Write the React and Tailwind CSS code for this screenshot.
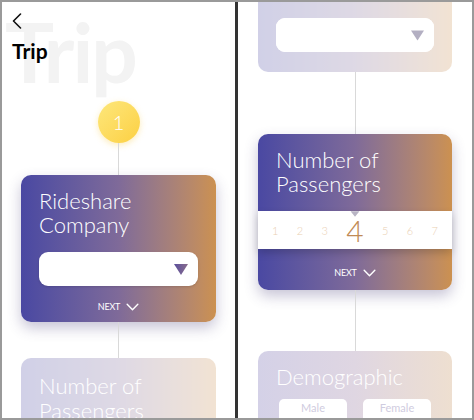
import React from 'react';

const Chevron = ({ className }) => (
  <svg viewBox="0 0 14 9" className={className} fill="none" stroke="currentColor" strokeWidth="1.6" strokeLinecap="round" strokeLinejoin="round">
    <path d="M1 1.5 L7 7.5 L13 1.5" />
  </svg>
);

const Caret = ({ className }) => (
  <svg viewBox="0 0 14 11" className={className}>
    <defs>
      <linearGradient id="caretg" x1="0" y1="0" x2="1" y2="0">
        <stop offset="0" stopColor="#5a4f9c" />
        <stop offset="1" stopColor="#8a6d8c" />
      </linearGradient>
    </defs>
    <path d="M0 0 H14 L7 11 Z" fill="url(#caretg)" />
  </svg>
);

const Next = ({ className = '' }) => (
  <div className={`flex items-center justify-center gap-1.5 text-white ${className}`}>
    <span className="text-[9px] tracking-tight font-['Lato',sans-serif]">NEXT</span>
    <Chevron className="w-[13px] h-[8px]" />
  </div>
);

const cardBg = 'bg-linear-to-r from-[#4a48a2] via-[#7f6a99] to-[#cc9150]';

function SelectBox() {
  return (
    <div className="h-[34px] rounded-[9px] bg-white flex items-center justify-end pr-[10px] shadow-sm">
      <Caret className="w-[14px] h-[11px]" />
    </div>
  );
}

function Line({ h }) {
  return <div className={`w-px bg-[#d9d9d9] mx-auto ${h}`} />;
}

function LeftScreen() {
  return (
    <div className="relative w-[233px] h-full bg-white overflow-hidden font-['Lato',sans-serif]">
      <div className="absolute left-[3px] top-[8px] text-[82px] font-bold text-[#f3f3f3] leading-none tracking-tight select-none">
        Trip
      </div>
      <div className="relative flex flex-col">
        <div className="pl-[10px] pt-[11px]">
          <svg viewBox="0 0 10 16" className="w-[10px] h-[16px]" fill="none" stroke="#111" strokeWidth="1.6" strokeLinecap="round" strokeLinejoin="round">
            <path d="M8.5 1 L1.5 8 L8.5 15" />
          </svg>
          <h1 className="mt-[9px] text-[21px] font-bold text-black leading-[26px]">Trip</h1>
        </div>
        <div className="mt-[37px] mx-auto w-[42px] h-[42px] rounded-full bg-linear-to-br from-[#fde77a] to-[#fcd040] flex items-center justify-center text-white text-[20px] font-light shadow-[0_2px_6px_rgba(250,200,60,0.35)]">
          1
        </div>
        <Line h="h-[32px]" />
        <div className={`mx-[19px] h-[147px] rounded-[10px] ${cardBg} px-[18px] pt-[14px] shadow-[0_6px_14px_rgba(70,60,120,0.3)]`}>
          <div className="text-white text-[22px] font-light leading-[24px]">
            Rideshare<br />Company
          </div>
          <div className="mt-[15px]">
            <SelectBox />
          </div>
          <Next className="mt-[14px]" />
        </div>
        <Line h="h-[36px]" />
        <div className={`mx-[19px] h-[80px] rounded-[10px] ${cardBg} opacity-25 px-[18px] pt-[15px]`}>
          <div className="text-white text-[22px] font-light leading-[25px]">
            Number of<br />Passengers
          </div>
        </div>
      </div>
    </div>
  );
}

function RightScreen() {
  const nums = [1, 2, 3, 4, 5, 6, 7];
  return (
    <div className="w-[234px] h-full bg-white overflow-hidden font-['Lato',sans-serif] flex flex-col">
      <div className={`mx-[20px] h-[70px] shrink-0 rounded-b-[10px] ${cardBg} opacity-25 px-[18px] pt-[16px]`}>
        <div className="h-[34px] rounded-[9px] bg-white" />
      </div>
      <div className="relative -mt-[54px] mx-[38px] h-[34px] rounded-[9px] bg-white flex items-center justify-end pr-[10px] shrink-0">
        <svg viewBox="0 0 14 11" className="w-[13px] h-[11px]">
          <path d="M0 0 H14 L7 11 Z" fill="#b3afc2" />
        </svg>
      </div>
      <div className="h-[20px] shrink-0" />
      <Line h="h-[62px] shrink-0" />
      <div className={`mx-[20px] h-[156px] shrink-0 rounded-[10px] ${cardBg} pt-[14px] shadow-[0_6px_14px_rgba(70,60,120,0.3)]`}>
        <div className="px-[18px] text-white text-[22px] font-light leading-[24px]">
          Number of<br />Passengers
        </div>
        <div className="relative mt-[15px] h-[38px] bg-white flex items-center justify-between px-[14px] shadow-[0_4px_8px_rgba(0,0,0,0.18)]">
          <svg viewBox="0 0 10 6" className="absolute left-1/2 -translate-x-1/2 top-0 w-[9px] h-[6px]">
            <path d="M0 0 H10 L5 6 Z" fill="#b8b4c4" />
          </svg>
          {nums.map(n =>
            n === 4 ? (
              <span key={n} className="text-[30px] font-light text-[#c08a55] leading-none">{n}</span>
            ) : (
              <span key={n} className="text-[11px] font-light text-[#ead0b3] leading-none">{n}</span>
            )
          )}
        </div>
        <Next className="mt-[17px]" />
      </div>
      <Line h="h-[61px] shrink-0" />
      <div className="relative mx-[20px] flex-1 rounded-t-[10px] bg-linear-to-r from-[#d4d1e7] via-[#dfd6e2] to-[#eedfd0] px-[18px] pt-[14px]">
        <div className="text-white text-[22px] font-light leading-[24px]">Demographic</div>
        <div className="mt-[10px] flex gap-[16px] px-[3px]">
          <div className="w-[68px] h-[30px] rounded-[5px] bg-white text-center pt-[2px] text-[11px] leading-[14px] text-[#d0cce0]">Male</div>
          <div className="w-[68px] h-[30px] rounded-[5px] bg-white text-center pt-[2px] text-[11px] leading-[14px] text-[#d0cce0]">Female</div>
        </div>
      </div>
    </div>
  );
}

export default function App() {
  return (
    <div className="w-[474px] h-[420px] bg-[#9a9a9a] p-[2px]">
      <div className="flex h-full">
        <LeftScreen />
        <div className="w-[3px] h-full bg-[#333]" />
        <RightScreen />
      </div>
    </div>
  );
}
----------
* PROBLEM TO SOLVE
Repeat verbatim all the material, but not the pictures.

* SOLUTION FOR THIS TASK
Write the React and Tailwind CSS code for this screenshot.
import React from 'react';

const Chevron = ({ className }) => (
  <svg viewBox="0 0 14 9" className={className} fill="none" stroke="currentColor" strokeWidth="1.6" strokeLinecap="round" strokeLinejoin="round">
    <path d="M1 1.5 L7 7.5 L13 1.5" />
  </svg>
);

const Caret = ({ className }) => (
  <svg viewBox="0 0 14 11" className={className}>
    <defs>
      <linearGradient id="caretg" x1="0" y1="0" x2="1" y2="0">
        <stop offset="0" stopColor="#5a4f9c" />
        <stop offset="1" stopColor="#8a6d8c" />
      </linearGradient>
    </defs>
    <path d="M0 0 H14 L7 11 Z" fill="url(#caretg)" />
  </svg>
);

const Next = ({ className = '' }) => (
  <div className={`flex items-center justify-center gap-1.5 text-white ${className}`}>
    <span className="text-[9px] tracking-tight font-['Lato',sans-serif]">NEXT</span>
    <Chevron className="w-[13px] h-[8px]" />
  </div>
);

const cardBg = 'bg-linear-to-r from-[#4a48a2] via-[#7f6a99] to-[#cc9150]';

function SelectBox() {
  return (
    <div className="h-[34px] rounded-[9px] bg-white flex items-center justify-end pr-[10px] shadow-sm">
      <Caret className="w-[14px] h-[11px]" />
    </div>
  );
}

function Line({ h }) {
  return <div className={`w-px bg-[#d9d9d9] mx-auto ${h}`} />;
}

function LeftScreen() {
  return (
    <div className="relative w-[233px] h-full bg-white overflow-hidden font-['Lato',sans-serif]">
      <div className="absolute left-[3px] top-[8px] text-[82px] font-bold text-[#f3f3f3] leading-none tracking-tight select-none">
        Trip
      </div>
      <div className="relative flex flex-col">
        <div className="pl-[10px] pt-[11px]">
          <svg viewBox="0 0 10 16" className="w-[10px] h-[16px]" fill="none" stroke="#111" strokeWidth="1.6" strokeLinecap="round" strokeLinejoin="round">
            <path d="M8.5 1 L1.5 8 L8.5 15" />
          </svg>
          <h1 className="mt-[9px] text-[21px] font-bold text-black leading-[26px]">Trip</h1>
        </div>
        <div className="mt-[37px] mx-auto w-[42px] h-[42px] rounded-full bg-linear-to-br from-[#fde77a] to-[#fcd040] flex items-center justify-center text-white text-[20px] font-light shadow-[0_2px_6px_rgba(250,200,60,0.35)]">
          1
        </div>
        <Line h="h-[32px]" />
        <div className={`mx-[19px] h-[147px] rounded-[10px] ${cardBg} px-[18px] pt-[14px] shadow-[0_6px_14px_rgba(70,60,120,0.3)]`}>
          <div className="text-white text-[22px] font-light leading-[24px]">
            Rideshare<br />Company
          </div>
          <div className="mt-[15px]">
            <SelectBox />
          </div>
          <Next className="mt-[14px]" />
        </div>
        <Line h="h-[36px]" />
        <div className={`mx-[19px] h-[80px] rounded-[10px] ${cardBg} opacity-25 px-[18px] pt-[15px]`}>
          <div className="text-white text-[22px] font-light leading-[25px]">
            Number of<br />Passengers
          </div>
        </div>
      </div>
    </div>
  );
}

function RightScreen() {
  const nums = [1, 2, 3, 4, 5, 6, 7];
  return (
    <div className="w-[234px] h-full bg-white overflow-hidden font-['Lato',sans-serif] flex flex-col">
      <div className={`mx-[20px] h-[70px] shrink-0 rounded-b-[10px] ${cardBg} opacity-25 px-[18px] pt-[16px]`}>
        <div className="h-[34px] rounded-[9px] bg-white" />
      </div>
      <div className="relative -mt-[54px] mx-[38px] h-[34px] rounded-[9px] bg-white flex items-center justify-end pr-[10px] shrink-0">
        <svg viewBox="0 0 14 11" className="w-[13px] h-[11px]">
          <path d="M0 0 H14 L7 11 Z" fill="#b3afc2" />
        </svg>
      </div>
      <div className="h-[20px] shrink-0" />
      <Line h="h-[62px] shrink-0" />
      <div className={`mx-[20px] h-[156px] shrink-0 rounded-[10px] ${cardBg} pt-[14px] shadow-[0_6px_14px_rgba(70,60,120,0.3)]`}>
        <div className="px-[18px] text-white text-[22px] font-light leading-[24px]">
          Number of<br />Passengers
        </div>
        <div className="relative mt-[15px] h-[38px] bg-white flex items-center justify-between px-[14px] shadow-[0_4px_8px_rgba(0,0,0,0.18)]">
          <svg viewBox="0 0 10 6" className="absolute left-1/2 -translate-x-1/2 top-0 w-[9px] h-[6px]">
            <path d="M0 0 H10 L5 6 Z" fill="#b8b4c4" />
          </svg>
          {nums.map(n =>
            n === 4 ? (
              <span key={n} className="text-[30px] font-light text-[#c08a55] leading-none">{n}</span>
            ) : (
              <span key={n} className="text-[11px] font-light text-[#ead0b3] leading-none">{n}</span>
            )
          )}
        </div>
        <Next className="mt-[17px]" />
      </div>
      <Line h="h-[61px] shrink-0" />
      <div className="relative mx-[20px] flex-1 rounded-t-[10px] bg-linear-to-r from-[#d4d1e7] via-[#dfd6e2] to-[#eedfd0] px-[18px] pt-[14px]">
        <div className="text-white text-[22px] font-light leading-[24px]">Demographic</div>
        <div className="mt-[10px] flex gap-[16px] px-[3px]">
          <div className="w-[68px] h-[30px] rounded-[5px] bg-white text-center pt-[2px] text-[11px] leading-[14px] text-[#d0cce0]">Male</div>
          <div className="w-[68px] h-[30px] rounded-[5px] bg-white text-center pt-[2px] text-[11px] leading-[14px] text-[#d0cce0]">Female</div>
        </div>
      </div>
    </div>
  );
}

export default function App() {
  return (
    <div className="w-[474px] h-[420px] bg-[#9a9a9a] p-[2px]">
      <div className="flex h-full">
        <LeftScreen />
        <div className="w-[3px] h-full bg-[#333]" />
        <RightScreen />
      </div>
    </div>
  );
}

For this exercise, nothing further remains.